## [Stated problem]
The data below needs to be returned exactly, line for line.
* start *
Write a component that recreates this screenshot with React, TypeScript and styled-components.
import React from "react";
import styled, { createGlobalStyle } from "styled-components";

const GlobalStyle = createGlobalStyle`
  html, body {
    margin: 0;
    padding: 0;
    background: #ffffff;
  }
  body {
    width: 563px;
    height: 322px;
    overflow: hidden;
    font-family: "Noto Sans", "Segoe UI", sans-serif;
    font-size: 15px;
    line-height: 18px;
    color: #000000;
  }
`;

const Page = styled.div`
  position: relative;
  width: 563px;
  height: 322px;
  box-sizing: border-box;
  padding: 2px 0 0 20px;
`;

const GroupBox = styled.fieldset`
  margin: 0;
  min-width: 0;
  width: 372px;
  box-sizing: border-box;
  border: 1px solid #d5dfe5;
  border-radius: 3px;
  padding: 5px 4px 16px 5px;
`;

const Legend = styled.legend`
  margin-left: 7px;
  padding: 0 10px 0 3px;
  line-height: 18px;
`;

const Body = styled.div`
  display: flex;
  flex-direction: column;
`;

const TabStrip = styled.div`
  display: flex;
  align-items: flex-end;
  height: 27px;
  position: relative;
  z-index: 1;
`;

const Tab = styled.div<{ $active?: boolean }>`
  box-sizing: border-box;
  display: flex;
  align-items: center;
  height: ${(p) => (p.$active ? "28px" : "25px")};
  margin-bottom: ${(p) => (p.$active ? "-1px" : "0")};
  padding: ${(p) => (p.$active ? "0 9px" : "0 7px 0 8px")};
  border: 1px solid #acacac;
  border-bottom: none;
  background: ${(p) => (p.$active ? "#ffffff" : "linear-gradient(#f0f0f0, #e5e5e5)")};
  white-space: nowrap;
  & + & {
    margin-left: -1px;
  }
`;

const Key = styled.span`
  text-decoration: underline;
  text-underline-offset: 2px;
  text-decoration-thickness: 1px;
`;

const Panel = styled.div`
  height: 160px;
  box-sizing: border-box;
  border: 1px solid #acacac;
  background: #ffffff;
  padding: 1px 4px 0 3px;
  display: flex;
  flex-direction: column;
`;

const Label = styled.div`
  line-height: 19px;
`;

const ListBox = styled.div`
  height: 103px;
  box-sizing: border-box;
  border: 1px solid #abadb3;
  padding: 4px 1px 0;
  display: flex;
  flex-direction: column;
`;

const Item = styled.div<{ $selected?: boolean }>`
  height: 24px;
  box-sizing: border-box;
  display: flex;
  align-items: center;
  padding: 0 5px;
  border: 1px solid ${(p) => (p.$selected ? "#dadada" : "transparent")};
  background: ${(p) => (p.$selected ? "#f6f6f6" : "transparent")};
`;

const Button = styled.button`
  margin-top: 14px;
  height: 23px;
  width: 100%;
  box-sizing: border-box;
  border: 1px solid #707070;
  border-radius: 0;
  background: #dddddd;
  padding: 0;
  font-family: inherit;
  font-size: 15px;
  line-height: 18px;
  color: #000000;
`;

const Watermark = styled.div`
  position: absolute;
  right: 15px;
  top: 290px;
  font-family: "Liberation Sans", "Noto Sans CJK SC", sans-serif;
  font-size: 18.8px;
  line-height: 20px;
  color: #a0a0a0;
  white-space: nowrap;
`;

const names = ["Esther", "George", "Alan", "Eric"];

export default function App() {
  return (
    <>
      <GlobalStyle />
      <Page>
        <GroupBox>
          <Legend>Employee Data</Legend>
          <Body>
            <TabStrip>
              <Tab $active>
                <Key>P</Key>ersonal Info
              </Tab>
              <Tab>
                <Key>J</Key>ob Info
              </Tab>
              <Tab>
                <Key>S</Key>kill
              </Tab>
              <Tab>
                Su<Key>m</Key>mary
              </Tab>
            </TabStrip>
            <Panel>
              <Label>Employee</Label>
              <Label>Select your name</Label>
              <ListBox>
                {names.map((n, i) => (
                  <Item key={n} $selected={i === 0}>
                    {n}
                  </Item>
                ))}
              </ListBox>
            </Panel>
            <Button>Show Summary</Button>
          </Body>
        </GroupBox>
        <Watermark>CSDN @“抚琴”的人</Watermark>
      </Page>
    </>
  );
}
* end *
## [Task response]
Write a component that recreates this screenshot with React, TypeScript and styled-components.
import React from "react";
import styled, { createGlobalStyle } from "styled-components";

const GlobalStyle = createGlobalStyle`
  html, body {
    margin: 0;
    padding: 0;
    background: #ffffff;
  }
  body {
    width: 563px;
    height: 322px;
    overflow: hidden;
    font-family: "Noto Sans", "Segoe UI", sans-serif;
    font-size: 15px;
    line-height: 18px;
    color: #000000;
  }
`;

const Page = styled.div`
  position: relative;
  width: 563px;
  height: 322px;
  box-sizing: border-box;
  padding: 2px 0 0 20px;
`;

const GroupBox = styled.fieldset`
  margin: 0;
  min-width: 0;
  width: 372px;
  box-sizing: border-box;
  border: 1px solid #d5dfe5;
  border-radius: 3px;
  padding: 5px 4px 16px 5px;
`;

const Legend = styled.legend`
  margin-left: 7px;
  padding: 0 10px 0 3px;
  line-height: 18px;
`;

const Body = styled.div`
  display: flex;
  flex-direction: column;
`;

const TabStrip = styled.div`
  display: flex;
  align-items: flex-end;
  height: 27px;
  position: relative;
  z-index: 1;
`;

const Tab = styled.div<{ $active?: boolean }>`
  box-sizing: border-box;
  display: flex;
  align-items: center;
  height: ${(p) => (p.$active ? "28px" : "25px")};
  margin-bottom: ${(p) => (p.$active ? "-1px" : "0")};
  padding: ${(p) => (p.$active ? "0 9px" : "0 7px 0 8px")};
  border: 1px solid #acacac;
  border-bottom: none;
  background: ${(p) => (p.$active ? "#ffffff" : "linear-gradient(#f0f0f0, #e5e5e5)")};
  white-space: nowrap;
  & + & {
    margin-left: -1px;
  }
`;

const Key = styled.span`
  text-decoration: underline;
  text-underline-offset: 2px;
  text-decoration-thickness: 1px;
`;

const Panel = styled.div`
  height: 160px;
  box-sizing: border-box;
  border: 1px solid #acacac;
  background: #ffffff;
  padding: 1px 4px 0 3px;
  display: flex;
  flex-direction: column;
`;

const Label = styled.div`
  line-height: 19px;
`;

const ListBox = styled.div`
  height: 103px;
  box-sizing: border-box;
  border: 1px solid #abadb3;
  padding: 4px 1px 0;
  display: flex;
  flex-direction: column;
`;

const Item = styled.div<{ $selected?: boolean }>`
  height: 24px;
  box-sizing: border-box;
  display: flex;
  align-items: center;
  padding: 0 5px;
  border: 1px solid ${(p) => (p.$selected ? "#dadada" : "transparent")};
  background: ${(p) => (p.$selected ? "#f6f6f6" : "transparent")};
`;

const Button = styled.button`
  margin-top: 14px;
  height: 23px;
  width: 100%;
  box-sizing: border-box;
  border: 1px solid #707070;
  border-radius: 0;
  background: #dddddd;
  padding: 0;
  font-family: inherit;
  font-size: 15px;
  line-height: 18px;
  color: #000000;
`;

const Watermark = styled.div`
  position: absolute;
  right: 15px;
  top: 290px;
  font-family: "Liberation Sans", "Noto Sans CJK SC", sans-serif;
  font-size: 18.8px;
  line-height: 20px;
  color: #a0a0a0;
  white-space: nowrap;
`;

const names = ["Esther", "George", "Alan", "Eric"];

export default function App() {
  return (
    <>
      <GlobalStyle />
      <Page>
        <GroupBox>
          <Legend>Employee Data</Legend>
          <Body>
            <TabStrip>
              <Tab $active>
                <Key>P</Key>ersonal Info
              </Tab>
              <Tab>
                <Key>J</Key>ob Info
              </Tab>
              <Tab>
                <Key>S</Key>kill
              </Tab>
              <Tab>
                Su<Key>m</Key>mary
              </Tab>
            </TabStrip>
            <Panel>
              <Label>Employee</Label>
              <Label>Select your name</Label>
              <ListBox>
                {names.map((n, i) => (
                  <Item key={n} $selected={i === 0}>
                    {n}
                  </Item>
                ))}
              </ListBox>
            </Panel>
            <Button>Show Summary</Button>
          </Body>
        </GroupBox>
        <Watermark>CSDN @“抚琴”的人</Watermark>
      </Page>
    </>
  );
}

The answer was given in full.